Plaintiff's final contention is that any statutory interpretation which denies his claim violates his right to a remedy under Chapter I, Article 4 of the Vermont Constitution, which provides that “[e]very person within this state ought to find a certain remedy, by having recourse to the laws, for all injuries or wrongs which one may receive in person, property or character ․” Vt. Const. ch. I, art. 4. This Court has equated Article 4 with the federal Due Process Clause. See Mellin v. Flood Brook Union School Dist., 173 Vt. 202, 218, 790 A.2d 408, 422 (2001). “[Article 4] does not create substantive rights ․; it merely provides access to the courts.” Quesnel v. Town of Middlebury, 167 Vt. 252, 258, 706 A.2d 436, 439 (1997) (citations omitted). In Quesnel, this Court determined that the lack of a statutory or common law cause of action did not in itself violate Article 4. Id. Because of the plain language of the ODA, and because the Legislature chose not to apply § 660(b) retroactively, plaintiff lacks a statutory or common law cause of action. The claim that plaintiff has been denied a constitutional right to a remedy is without merit as it is within the Legislature's authority to define and limit a cause of action.
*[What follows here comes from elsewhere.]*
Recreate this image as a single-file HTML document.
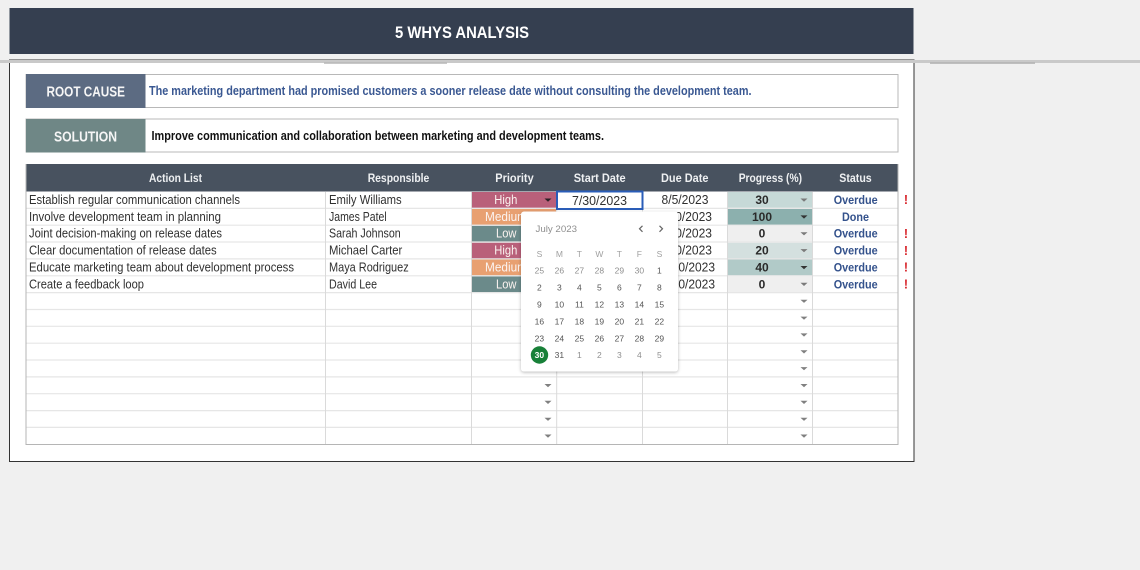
<!DOCTYPE html>
<html><head><meta charset="utf-8"><title>5 Whys Analysis</title>
<style>
html,body{margin:0;padding:0;background:#f0f0f0;width:1140px;height:570px;overflow:hidden}
svg{display:block;font-family:"Liberation Sans",sans-serif}
.d{font-size:12.5px;fill:#303030}
.h{font-size:12.3px;font-weight:bold;fill:#eef0f2}
.w{font-size:12.5px;fill:#fbf3f0}
.o{font-size:12.3px;font-weight:bold;fill:#34528c}
.p{font-size:12px;font-weight:bold;fill:#2a2a2a;text-anchor:middle}
.x{font-size:12.5px;font-weight:bold;fill:#d8262c;text-anchor:middle}
.c text,.c{font-size:8.5px;text-anchor:middle}
.m{fill:#8f8f8f}.n{fill:#555}.y{fill:#a0a0a0}
</style></head><body>
<svg width="1140" height="570" viewBox="0 0 1140 570" xmlns="http://www.w3.org/2000/svg">
<rect width="1140" height="570" fill="#f0f0f0"/>
<!-- panel -->
<rect x="9.5" y="60" width="904.5" height="401.5" fill="#fff" stroke="#333" stroke-width="1"/>
<rect x="0" y="60" width="1140" height="3" fill="#c9c9c9"/>
<rect x="324" y="62.5" width="123" height="1.2" fill="#b0b0b0"/>
<rect x="930" y="62.5" width="105" height="1.2" fill="#a8a8a8"/>
<!-- title -->
<rect x="9.5" y="8" width="904" height="46" fill="#353f50"/>
<text x="395" y="38" font-size="16.5" font-weight="bold" fill="#fff" textLength="134" lengthAdjust="spacingAndGlyphs">5 WHYS ANALYSIS</text>
<!-- root cause -->
<rect x="26" y="74.5" width="872" height="33" fill="#fff" stroke="#b8b8b8"/>
<rect x="26" y="74" width="119.5" height="34" fill="#5c6b82"/>
<text x="46.5" y="96.3" font-size="14.5" font-weight="bold" fill="#f6f6f6" textLength="78.5" lengthAdjust="spacingAndGlyphs">ROOT CAUSE</text>
<text x="149" y="94.8" font-size="12.5" font-weight="bold" fill="#3a5892" textLength="602.5" lengthAdjust="spacingAndGlyphs">The marketing department had promised customers a sooner release date without consulting the development team.</text>
<!-- solution -->
<rect x="26" y="119" width="872" height="33" fill="#fff" stroke="#b8b8b8"/>
<rect x="26" y="119" width="119.5" height="33.5" fill="#6f8786"/>
<text x="54" y="141.3" font-size="14.5" font-weight="bold" fill="#f6f6f6" textLength="63" lengthAdjust="spacingAndGlyphs">SOLUTION</text>
<text x="151.5" y="139.8" font-size="12.5" font-weight="bold" fill="#111" textLength="452.5" lengthAdjust="spacingAndGlyphs">Improve communication and collaboration between marketing and development teams.</text>
<!-- table header -->
<rect x="26" y="164" width="872" height="27.5" fill="#48525f"/>
<text class="h" x="149" y="181.8" textLength="53" lengthAdjust="spacingAndGlyphs">Action List</text>
<text class="h" x="367.7" y="181.8" textLength="61.6" lengthAdjust="spacingAndGlyphs">Responsible</text>
<text class="h" x="495.3" y="181.8" textLength="38.4" lengthAdjust="spacingAndGlyphs">Priority</text>
<text class="h" x="573.7" y="181.8" textLength="52" lengthAdjust="spacingAndGlyphs">Start Date</text>
<text class="h" x="661" y="181.8" textLength="47.5" lengthAdjust="spacingAndGlyphs">Due Date</text>
<text class="h" x="738.7" y="181.8" textLength="63.3" lengthAdjust="spacingAndGlyphs">Progress (%)</text>
<text class="h" x="839.3" y="181.8" textLength="32.4" lengthAdjust="spacingAndGlyphs">Status</text>
<!-- coloured cells -->
<rect x="472" y="192" width="84" height="15.8" fill="#b9607a"/>
<rect x="472" y="209" width="84" height="15.8" fill="#e8a071"/>
<rect x="472" y="225.8" width="84" height="15.8" fill="#6b8a8a"/>
<rect x="472" y="242.7" width="84" height="15.8" fill="#b9607a"/>
<rect x="472" y="259.5" width="84" height="15.8" fill="#e8a071"/>
<rect x="472" y="276.4" width="84" height="15.8" fill="#6b8a8a"/>
<rect x="728" y="192" width="84" height="15.8" fill="#c6d9d7"/>
<rect x="728" y="209" width="84" height="15.8" fill="#8cb0ae"/>
<rect x="728" y="225.8" width="84" height="15.8" fill="#efefef"/>
<rect x="728" y="242.7" width="84" height="15.8" fill="#d4e0df"/>
<rect x="728" y="259.5" width="84" height="15.8" fill="#b1cac8"/>
<rect x="728" y="276.4" width="84" height="15.8" fill="#efefef"/>
<!-- grid -->
<g stroke="#e6e6e6" stroke-width="1.2">
<path d="M26 208.4H898M26 225.2H898M26 242H898M26 258.9H898M26 275.8H898M26 292.6H898M26 309.5H898M26 326.3H898M26 343.2H898M26 360H898M26 376.9H898M26 393.7H898M26 410.6H898M26 427.4H898"/>
</g>
<g stroke="#dadada" stroke-width="1">
<path d="M325.5 192V444M471.5 192V444M556.7 192V444M642.5 192V444M727.5 192V444M812.5 192V444"/>
</g>
<path d="M26 164V444.5H898V164" fill="none" stroke="#b5b5b5" stroke-width="1"/>
<!-- action list -->
<text class="d" x="29" y="204" textLength="211" lengthAdjust="spacingAndGlyphs">Establish regular communication channels</text>
<text class="d" x="29" y="220.9" textLength="192" lengthAdjust="spacingAndGlyphs">Involve development team in planning</text>
<text class="d" x="29" y="237.7" textLength="193" lengthAdjust="spacingAndGlyphs">Joint decision-making on release dates</text>
<text class="d" x="29" y="254.6" textLength="187.7" lengthAdjust="spacingAndGlyphs">Clear documentation of release dates</text>
<text class="d" x="29" y="271.4" textLength="265" lengthAdjust="spacingAndGlyphs">Educate marketing team about development process</text>
<text class="d" x="29" y="288.3" textLength="115" lengthAdjust="spacingAndGlyphs">Create a feedback loop</text>
<!-- responsible -->
<text class="d" x="329" y="204" textLength="72.7" lengthAdjust="spacingAndGlyphs">Emily Williams</text>
<text class="d" x="329" y="220.9" textLength="57.7" lengthAdjust="spacingAndGlyphs">James Patel</text>
<text class="d" x="329" y="237.7" textLength="71.7" lengthAdjust="spacingAndGlyphs">Sarah Johnson</text>
<text class="d" x="329" y="254.6" textLength="73.3" lengthAdjust="spacingAndGlyphs">Michael Carter</text>
<text class="d" x="329" y="271.4" textLength="79.7" lengthAdjust="spacingAndGlyphs">Maya Rodriguez</text>
<text class="d" x="329" y="288.3" textLength="48" lengthAdjust="spacingAndGlyphs">David Lee</text>
<!-- priority -->
<text class="w" x="494.3" y="204" textLength="23" lengthAdjust="spacingAndGlyphs">High</text>
<text class="w" x="485" y="220.9" textLength="42" lengthAdjust="spacingAndGlyphs">Medium</text>
<text class="w" x="496" y="237.7" textLength="20.5" lengthAdjust="spacingAndGlyphs">Low</text>
<text class="w" x="494.3" y="254.6" textLength="23" lengthAdjust="spacingAndGlyphs">High</text>
<text class="w" x="485" y="271.4" textLength="42" lengthAdjust="spacingAndGlyphs">Medium</text>
<text class="w" x="496" y="288.3" textLength="20.5" lengthAdjust="spacingAndGlyphs">Low</text>
<!-- start date selected -->
<rect x="557" y="191.5" width="85.5" height="17.5" fill="#fff" stroke="#2a5db8" stroke-width="2"/>
<text class="d" x="572" y="205.2" textLength="55" lengthAdjust="spacingAndGlyphs">7/30/2023</text>
<!-- due dates -->
<text class="d" x="661.5" y="204" textLength="47" lengthAdjust="spacingAndGlyphs">8/5/2023</text>
<text class="d" x="658.5" y="220.9" textLength="53.5" lengthAdjust="spacingAndGlyphs">8/10/2023</text>
<text class="d" x="658.5" y="237.7" textLength="53.5" lengthAdjust="spacingAndGlyphs">8/20/2023</text>
<text class="d" x="658.5" y="254.6" textLength="53.5" lengthAdjust="spacingAndGlyphs">8/30/2023</text>
<text class="d" x="655" y="271.4" textLength="60" lengthAdjust="spacingAndGlyphs">10/10/2023</text>
<text class="d" x="655" y="288.3" textLength="60" lengthAdjust="spacingAndGlyphs">10/20/2023</text>
<!-- progress -->
<text class="p" x="762" y="204">30</text>
<text class="p" x="762" y="220.9">100</text>
<text class="p" x="762" y="237.7">0</text>
<text class="p" x="762" y="254.6">20</text>
<text class="p" x="762" y="271.4">40</text>
<text class="p" x="762" y="288.3">0</text>
<!-- status -->
<text class="o" x="833.7" y="204" textLength="44" lengthAdjust="spacingAndGlyphs">Overdue</text>
<text class="o" x="842" y="220.9" textLength="27" lengthAdjust="spacingAndGlyphs">Done</text>
<text class="o" x="833.7" y="237.7" textLength="44" lengthAdjust="spacingAndGlyphs">Overdue</text>
<text class="o" x="833.7" y="254.6" textLength="44" lengthAdjust="spacingAndGlyphs">Overdue</text>
<text class="o" x="833.7" y="271.4" textLength="44" lengthAdjust="spacingAndGlyphs">Overdue</text>
<text class="o" x="833.7" y="288.3" textLength="44" lengthAdjust="spacingAndGlyphs">Overdue</text>
<text class="x" x="906" y="204">!</text>
<text class="x" x="906" y="238">!</text>
<text class="x" x="906" y="255">!</text>
<text class="x" x="906" y="271.5">!</text>
<text class="x" x="906" y="288.5">!</text>
<!-- arrows -->
<path fill="#2b2025" d="M544.5 198.5h7l-3.5 3.2z"/>
<path fill="#7a7a7a" d="M800.5 198.5h7l-3.5 3.2zM800.5 232.2h7l-3.5 3.2zM800.5 249.1h7l-3.5 3.2zM800.5 282.8h7l-3.5 3.2z"/>
<path fill="#333" d="M800.5 215.4h7l-3.5 3.2zM800.5 266h7l-3.5 3.2z"/>
<path fill="#808080" d="M800.5 299.7h7l-3.5 3.2zM800.5 316.6h7l-3.5 3.2zM800.5 333.4h7l-3.5 3.2zM800.5 350.3h7l-3.5 3.2zM800.5 367.1h7l-3.5 3.2zM800.5 384h7l-3.5 3.2zM800.5 400.8h7l-3.5 3.2zM800.5 417.7h7l-3.5 3.2zM800.5 434.5h7l-3.5 3.2z"/>
<path fill="#808080" d="M544.5 384h7l-3.5 3.2zM544.5 400.8h7l-3.5 3.2zM544.5 417.7h7l-3.5 3.2zM544.5 434.5h7l-3.5 3.2z"/>
<!-- calendar popup -->
<defs><filter id="s" x="-10%" y="-10%" width="120%" height="120%"><feDropShadow dx="0" dy="1" stdDeviation="1.5" flood-color="#000" flood-opacity=".28"/></filter></defs>
<rect x="521" y="211.5" width="157" height="160" rx="3" fill="#fff" filter="url(#s)"/>
<text x="535.5" y="232" font-size="9.5" fill="#8f8f8f" textLength="41.5" lengthAdjust="spacingAndGlyphs">July 2023</text>
<path d="M642.5 225.8l-3 3 3 3M659.5 225.8l3 3-3 3" fill="none" stroke="#666" stroke-width="1.2"/>
<g class="c">
<text class="y" x="539.4" y="257">S</text><text class="y" x="559.4" y="257">M</text><text class="y" x="579.4" y="257">T</text><text class="y" x="599.4" y="257">W</text><text class="y" x="619.4" y="257">T</text><text class="y" x="639.4" y="257">F</text><text class="y" x="659.4" y="257">S</text>
<text class="m" x="539.4" y="273.3">25</text><text class="m" x="559.4" y="273.3">26</text><text class="m" x="579.4" y="273.3">27</text><text class="m" x="599.4" y="273.3">28</text><text class="m" x="619.4" y="273.3">29</text><text class="m" x="639.4" y="273.3">30</text><text class="n" x="659.4" y="273.3">1</text>
<text class="n" x="539.4" y="290.3">2</text><text class="n" x="559.4" y="290.3">3</text><text class="n" x="579.4" y="290.3">4</text><text class="n" x="599.4" y="290.3">5</text><text class="n" x="619.4" y="290.3">6</text><text class="n" x="639.4" y="290.3">7</text><text class="n" x="659.4" y="290.3">8</text>
<text class="n" x="539.4" y="307.3">9</text><text class="n" x="559.4" y="307.3">10</text><text class="n" x="579.4" y="307.3">11</text><text class="n" x="599.4" y="307.3">12</text><text class="n" x="619.4" y="307.3">13</text><text class="n" x="639.4" y="307.3">14</text><text class="n" x="659.4" y="307.3">15</text>
<text class="n" x="539.4" y="324.3">16</text><text class="n" x="559.4" y="324.3">17</text><text class="n" x="579.4" y="324.3">18</text><text class="n" x="599.4" y="324.3">19</text><text class="n" x="619.4" y="324.3">20</text><text class="n" x="639.4" y="324.3">21</text><text class="n" x="659.4" y="324.3">22</text>
<text class="n" x="539.4" y="341.3">23</text><text class="n" x="559.4" y="341.3">24</text><text class="n" x="579.4" y="341.3">25</text><text class="n" x="599.4" y="341.3">26</text><text class="n" x="619.4" y="341.3">27</text><text class="n" x="639.4" y="341.3">28</text><text class="n" x="659.4" y="341.3">29</text>
<circle cx="539.5" cy="355" r="8.7" fill="#188038"/>
<text x="539.4" y="358" fill="#fff" font-weight="bold">30</text><text class="n" x="559.4" y="358">31</text><text class="m" x="579.4" y="358">1</text><text class="m" x="599.4" y="358">2</text><text class="m" x="619.4" y="358">3</text><text class="m" x="639.4" y="358">4</text><text class="m" x="659.4" y="358">5</text>
</g>
</svg>
</body></html>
Chapter II, Section 70 of the Vermont Constitution expressly authorizes the Legislature to establish the workers' compensation laws. The ODA is part of the workers' compensation statutory framework. “[T]he right to maintain such an action is afforded only by the Legislature.” Quesnel, 167 Vt. at 258, 706 A.2d at 439. This Court has found that while the Legislature may create “reasonable limitations on rights of action, due process does not permit the legislature to annul vested rights.” Lillicrap v. Martin, 156 Vt. 165, 178, 591 A.2d 41, 48 (1991). The Legislature never interfered with a vested right of the plaintiff; rather, it limited the availability of a remedy. In the absence of a vested cause of action, there is no constitutional deprivation or right to redress.